Create a fasta alignment from a multi sample VCF
UPDATE: This method is not recommended, use the function in the follow up post instead.
Background
A typical endpoint of microbial whole genome sequencing analysis is to construct a MSA (multiple sequence alignment) of the variable sites, most commonly the SNVs (ignoring indels). This is then used to infer a phylogeny. The input is a vcf with all sample sites. To produce a multi sample vcf, you can either call the variants for each sample merge all the single vcfs together or call all samples at once. (Merging many vcfs appears to be memory intensive so I would prefer the latter). The resulting file is then converted to a fasta alignment. There are scripts available to do this but I was not able to find one written in Python that I could easily use. The following details a Python method to do this.

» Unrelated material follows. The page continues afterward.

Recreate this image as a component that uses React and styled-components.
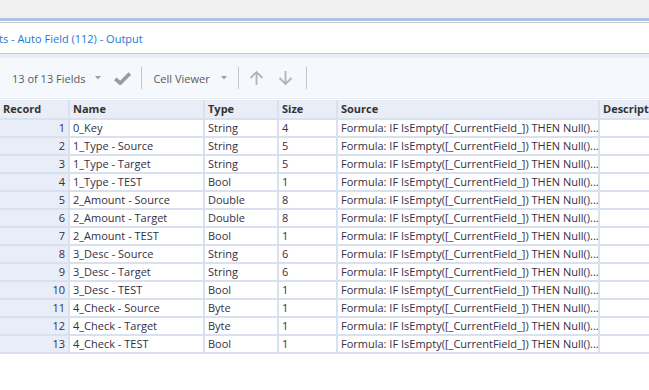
import React from 'react'
import styled, { createGlobalStyle } from 'styled-components'

const GlobalStyle = createGlobalStyle`
  body {
    margin: 0;
    background: #ffffff;
    font-family: 'Open Sans', 'Noto Sans', sans-serif;
    overflow: hidden;
  }
`

const fields = [
  ['0_Key', 'String', '4'],
  ['1_Type - Source', 'String', '5'],
  ['1_Type - Target', 'String', '5'],
  ['1_Type - TEST', 'Bool', '1'],
  ['2_Amount - Source', 'Double', '8'],
  ['2_Amount - Target', 'Double', '8'],
  ['2_Amount - TEST', 'Bool', '1'],
  ['3_Desc - Source', 'String', '6'],
  ['3_Desc - Target', 'String', '6'],
  ['3_Desc - TEST', 'Bool', '1'],
  ['4_Check - Source', 'Byte', '1'],
  ['4_Check - Target', 'Byte', '1'],
  ['4_Check - TEST', 'Bool', '1'],
]

const formula = 'Formula: IF IsEmpty([_CurrentField_]) THEN Null()...'

const Caret = () => (
  <svg width='6' height='4' viewBox='0 0 6 4'>
    <path d='M0 0 L6 0 L3 3.5 Z' fill='#a0a0a0' />
  </svg>
)

const Check = () => (
  <svg width='17' height='13' viewBox='0 0 17 13'>
    <path d='M1.3 6.8 L6.2 11.2 L15.8 1.6' fill='none' stroke='#9b9b9b' strokeWidth='3.6' />
  </svg>
)

const Arrow = ({ down }) => (
  <svg width='15' height='16' viewBox='0 0 15 16' style={down ? { transform: 'rotate(180deg)' } : undefined}>
    <path d='M7.5 15 L7.5 2 M1.5 8 L7.5 2 L13.5 8' fill='none' stroke='#b4b4b4' strokeWidth='1.8' />
  </svg>
)

const App = () => {
  return (
    <Page>
      <GlobalStyle />
      <TopBand />
      <TitleBar>
        <Title>ts - Auto Field (112) - Output</Title>
      </TitleBar>
      <Toolbar>
        <ToolLabel>13 of 13 Fields</ToolLabel>
        <Item $l={10}><Caret /></Item>
        <Item $l={13}><Check /></Item>
        <Divider $l={10} />
        <ToolLabel $l={11}>Cell Viewer</ToolLabel>
        <Item $l={11}><Caret /></Item>
        <Divider $l={11} />
        <Item $l={10}><Arrow /></Item>
        <Item $l={14}><Arrow down /></Item>
        <Divider $l={13} />
      </Toolbar>
      <Grid>
        <HeadCell>Record</HeadCell>
        <HeadCell>Name</HeadCell>
        <HeadCell>Type</HeadCell>
        <HeadCell>Size</HeadCell>
        <HeadCell>Source</HeadCell>
        <HeadCell>Description</HeadCell>
        {fields.map(([name, type, size], i) => (
          <React.Fragment key={name}>
            <RecordCell>{i + 1}</RecordCell>
            <Cell>{name}</Cell>
            <Cell>{type}</Cell>
            <Cell>{size}</Cell>
            <Cell>{formula}</Cell>
            <Cell />
          </React.Fragment>
        ))}
      </Grid>
    </Page>
  )
}

const Page = styled.div`
  width: 649px;
  height: 390px;
  background: #ffffff;
  overflow: hidden;
`

const TopBand = styled.div`
  height: 18px;
  background: #f0f0f0;
  border-bottom: 3px solid #b1c1e1;
`

const TitleBar = styled.div`
  height: 30px;
  margin-top: 1px;
  border-top: 1px solid #c9c9c9;
  border-bottom: 1px solid #c9c9c9;
  background: #ffffff;
  display: flex;
  align-items: center;
`

const Title = styled.span`
  font-size: 11px;
  color: #1f78cf;
  margin-left: -1px;
`

const Toolbar = styled.div`
  height: 40px;
  border-top: 4px solid #e9eef7;
  border-bottom: 1px solid #e8ecf3;
  background: #f5f8fd;
  display: flex;
  align-items: center;
  padding-left: 12px;
`

const ToolLabel = styled.span`
  font-size: 11px;
  color: #5a5a5a;
  margin-left: ${(p) => p.$l || 0}px;
`

const Item = styled.span`
  display: flex;
  margin-left: ${(p) => p.$l || 0}px;
`

const Divider = styled.span`
  width: 1px;
  height: 22px;
  background: #c6c6c6;
  margin-left: ${(p) => p.$l || 0}px;
`

const Grid = styled.div`
  margin-top: 1px;
  display: grid;
  grid-template-columns: 68px 133px 72px 57px 260px 120px;
  grid-auto-rows: 16px;
  grid-template-rows: 18px;
  gap: 2px;
  background: #dae1ee;
  width: max-content;
  padding-bottom: 2px;
`

const Cell = styled.div`
  background: #ffffff;
  font-size: 11px;
  line-height: 16px;
  color: #352f45;
  padding-left: 3px;
  white-space: nowrap;
  overflow: hidden;
`

const HeadCell = styled(Cell)`
  background: #e8edf7;
  font-weight: 700;
  line-height: 18px;
  color: #333333;
`

const RecordCell = styled(Cell)`
  background: #e8edf7;
  text-align: right;
  padding: 0 3px 0 0;
`

export default App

Note: vcf files should always be filtered to get high quality sites for this to produce a reliable phylogeny. False negatives will give erroneous results. This is not detailed here.
Requires these Python packages: pyvcf, pyfaidx, biopython and pandas. The programs tabix (htslib) is used to index the vcf.
Imports
import sys,os
import pandas as pd
from Bio import SeqIO
from pyfaidx import Fasta
from pyfaidx import FastaVariant
import vcf
Code
This particular function returns a list of SeqRecord
objects and a matrix of the sites in the form of a pandas DataFrame. It iterates over each sample once to produce a set of all unique sites in all samples, using the FastaVariant
object from pyfadix. The nucleotide at each sites is recorded for the reference genome. In a second loop over each sample we extract the variant nucleotide at each of the sites and store these in a sequence. The results is a list of sequences per sample. This can then be saved to a fasta file and used as an MSA for input into RAXml or other tree constuction programs. This code has not been fully compared to other algorithms of this kind so use it at your discretion.
def fasta_alignment_from_vcf(vcf_file, ref):
"""
Get a fasta alignment for all snp sites in a multi
sample vcf file, including the reference sequence.
"""
#index vcf
cmd = 'tabix -p vcf -f {i}'.format(i=vcf_file)
tmp = subprocess.check_output(cmd,shell=True)
#get samples from vcf
vcf_reader = vcf.Reader(open(vcf_file, 'rb'))
samples = vcf_reader.samples
print ('%s samples' %len(samples))
result = []
#reference sequence
reference = Fasta(ref)
chrom = list(reference.keys())[0]
#get the set of all sites first
sites=[]
for sample in samples:
variant = FastaVariant(ref, vcf_file,
sample=sample, het=True, hom=True)
pos = list(variant[chrom].variant_sites)
sites.extend(pos)
sites = sorted(set(sites))
print ('using %s sites' %len(sites))
#get reference sequence for site positions
refseq=[]
for p in sites:
refseq.append(reference[chrom][p-1].seq)
refseq = ''.join(refseq)
#seqrecord for reference
refrec = SeqRecord(Seq(refseq),id='ref')
result.append(refrec)
sites_matrix = {}
#iterate over variants in each sample
for sample in samples:
seq=[]
variant = FastaVariant(ref, vcf_file,
sample=sample, het=True, hom=True)
for p in sites:
rec = variant[chrom][p-1:p]
seq.append(rec.seq)
seq = ''.join(seq)
#make seqrecord for the samples sites
seqrec = SeqRecord(Seq(seq),id=sample)
result.append(seqrec)
sites_matrix[sample] = list(seqrec)
df = pd.DataFrame(sites_matrix)
df.index=sites
return result, df